Forget Al Haig, David Gergen, L. Patrick Gray, Fred Fielding, Bush 41 ... Deep Throat Was W. Mark Felt
Mr. Shenkman is the editor of HNN.
On Tuesday May 31, 2005 the wires reported that former FBI official W. Mark Felt has admitted that he was Deep Throat, the famous Watergate source for Washington Post reporters Bob Woodward and Carl Bernstein. A story about his admission was published by Vanity Fair. Felt, who is 91 and in failing health, was second in command at the FBI during Watergate. Until now he has always denied being Deep Throat, the source who helped Woodward and Bernstein confirm leads and hunches in their search for the truth about the "White House horrors," as Attorney General John Mitchell referred to the various crimes and offenses that go by the name of Watergate. Bernstein at first refused to confirm Felt's identity, saying: "When the individual known as Deep Throat dies, we will reveal his identity, and explain at great length all of our dealings with that individual and context of that relationship." But he also declined to deny that Felt was telling the truth. And late in the afternoon of May 31st the Post confirmed that Felt was Deep Throat.
Assuming Mr.

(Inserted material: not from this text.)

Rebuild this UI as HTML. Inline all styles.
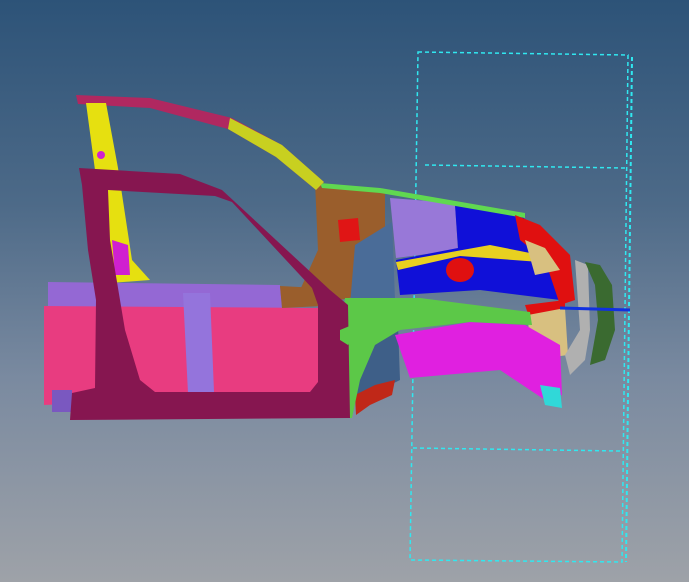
<!DOCTYPE html>
<html><head><style>
html,body{margin:0;padding:0;width:689px;height:582px;overflow:hidden}
body{background:linear-gradient(#2d5378 0%,#4d6a88 35%,#7a8aa0 65%,#9ea2a8 100%)}
svg{display:block}
</style></head><body>
<svg width="689" height="582" viewBox="0 0 689 582">
<g stroke="#30e8f0" stroke-width="1.5" fill="none" stroke-dasharray="4,3">
<path d="M418,52 L628,55 L622,562 L410,560 Z"/>
<path d="M425,165 L625,168"/>
<path d="M413,448 L620,451"/>
<path d="M632,57 L626,562" stroke-width="2"/>
</g>
<!-- brown panel -->
<path d="M315,182 L385,192 L385,290 L340,300 L290,302 L300,290 L318,250 Z" fill="#9a5e2c"/>
<path d="M338,220 L358,218 L360,240 L340,242 Z" fill="#e01515"/>
<!-- dark blue wheel arch -->
<path d="M355,245 L392,222 L395,300 L350,305 Z" fill="#4a6c98"/>
<path d="M360,320 L398,325 L400,380 L370,395 L355,400 L352,370 Z" fill="#3e5f88"/>
<path d="M355,395 L375,385 L395,380 L392,395 L370,405 L356,415 Z" fill="#c02818"/>
<!-- purple upper part -->
<path d="M390,198 L455,203 L458,250 L396,258 Z" fill="#9878d8"/>
<!-- blue -->
<path d="M455,205 L518,212 L545,240 L560,255 L560,300 L480,290 L400,295 L396,260 L458,248 Z" fill="#1010d8"/>
<path d="M396,262 L490,245 L540,255 L540,262 L460,256 L398,270 Z" fill="#e8d020"/>
<ellipse cx="460" cy="270" rx="14" ry="12" fill="#e01010"/>
<path d="M320,183 L380,188 L525,213 L525,218 L380,193 L322,188 Z" fill="#60d850"/>
<!-- red -->
<path d="M515,215 L540,225 L570,255 L575,300 L560,305 L545,260 L520,240 Z" fill="#e01010"/>
<path d="M525,305 L565,300 L565,315 L530,320 Z" fill="#e01010"/>
<path d="M528,315 L565,308 L568,355 L530,360 Z" fill="#d8c080"/>
<path d="M525,240 L545,248 L560,270 L535,275 Z" fill="#d8c080"/>
<path d="M575,260 L588,265 L590,330 L585,360 L570,375 L565,355 L580,330 Z" fill="#b0b0b0"/>
<path d="M585,262 L600,265 L612,285 L615,330 L605,360 L590,365 L598,320 L595,285 Z" fill="#3a6a30"/>
<line x1="560" y1="308" x2="630" y2="310" stroke="#1030e0" stroke-width="3"/>
<!-- magenta -->
<path d="M395,335 L470,322 L525,325 L560,345 L562,395 L545,400 L500,370 L410,378 Z" fill="#e020e0"/>
<path d="M540,385 L560,388 L562,408 L545,405 Z" fill="#30d8d8"/>
<!-- green lower beam -->
<path d="M345,298 L420,298 L530,312 L532,325 L470,322 L400,330 L375,345 L360,380 L352,418 L340,418 L340,330 Z" fill="#5cc848"/>
<!-- pink lower panel -->
<path d="M48,282 L280,285 L282,308 L48,308 Z" fill="#9468d4"/>
<path d="M44,306 L322,308 L324,392 L44,405 Z" fill="#e83c80"/>
<path d="M52,390 L72,390 L72,412 L52,412 Z" fill="#7a58c0"/>
<path d="M183,293 L210,293 L214,392 L188,393 Z" fill="#9474dc"/>
<path d="M280,286 L318,288 L322,306 L282,308 Z" fill="#9a5e2c"/>
<!-- roof rail -->
<path d="M76,95 L150,98 L232,118 L282,145 L324,182 L316,190 L276,157 L228,129 L150,108 L78,104 Z" fill="#b02860"/>
<path d="M230,118 L282,145 L324,182 L316,190 L276,157 L228,129 Z" fill="#c8d020"/>
<!-- yellow B-pillar -->
<path d="M86,103 L106,103 L118,168 L132,260 L150,280 L110,283 L95,270 L100,240 L95,170 Z" fill="#e6e010"/>
<path d="M112,240 L128,245 L130,275 L115,275 Z" fill="#d020d0"/>
<circle cx="101" cy="155" r="4" fill="#d020d0"/>
<!-- maroon frame -->
<path fill-rule="evenodd" fill="#861650" d="M79,168 L180,174 L222,190 L330,290 L348,305 L350,418 L70,420 L72,393 L95,388 L96,300 L88,250 L82,185 Z M108,190 L215,196 L232,202 L312,288 L318,305 L318,382 L310,392 L155,392 L140,380 L125,330 L110,240 Z"/>
<path d="M340,330 L352,325 L356,335 L348,345 L340,340 Z" fill="#5cc848"/>
</svg>
</body></html>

Felt is telling the truth--and that the Post is too (see Joan Hoff, Here We Go Again: Deep Throat Revealed?)--one of the great mysteries of the 20th century has finally been solved. Who among the experts was right in unraveling the identity of the elusive source? And who was wrong? Some answers.
Donald Ritchie, Associate historian of the United States Senate, accurately drew attention to Mr. Felt in Reporting from Washington: The History of the Washington Press Corps (Oxford University Press), which was published in March of this year:
Identifying Bob Woodward's source as having a connection with the Federal Bureau of Investigation suggests a motive for the leaker. The cover-up that eventually caused Nixon to resign the presidency had been aimed at keeping the FBI from conducting a full investigation of the Watergate burglary or from following the political money trail back to the White House. For months, Woodward's source helped generate news accounts that kept the investigation on track. The source seemed to know everything that the FBI had uncovered, but revealed nothing that cast the bureau in a poor light. Deep Throat, for instance, did not mention the former FBI agent Alfred Baldwin, who had monitored the wiretaps for the Watergate burglars. Baldwin had handled previous 'black bag' jobs that the bureau did not want disclosed. It was the Los Angeles Times not the Washington Post that eventually broke Baldwin's story. "Sometimes people accuse us of bringing down the president, which of course we didn't do and shouldn't have done," publisher Katharine Graham commented. "What the Post did . . . was to keep the story alive. (pp. 228-29) ...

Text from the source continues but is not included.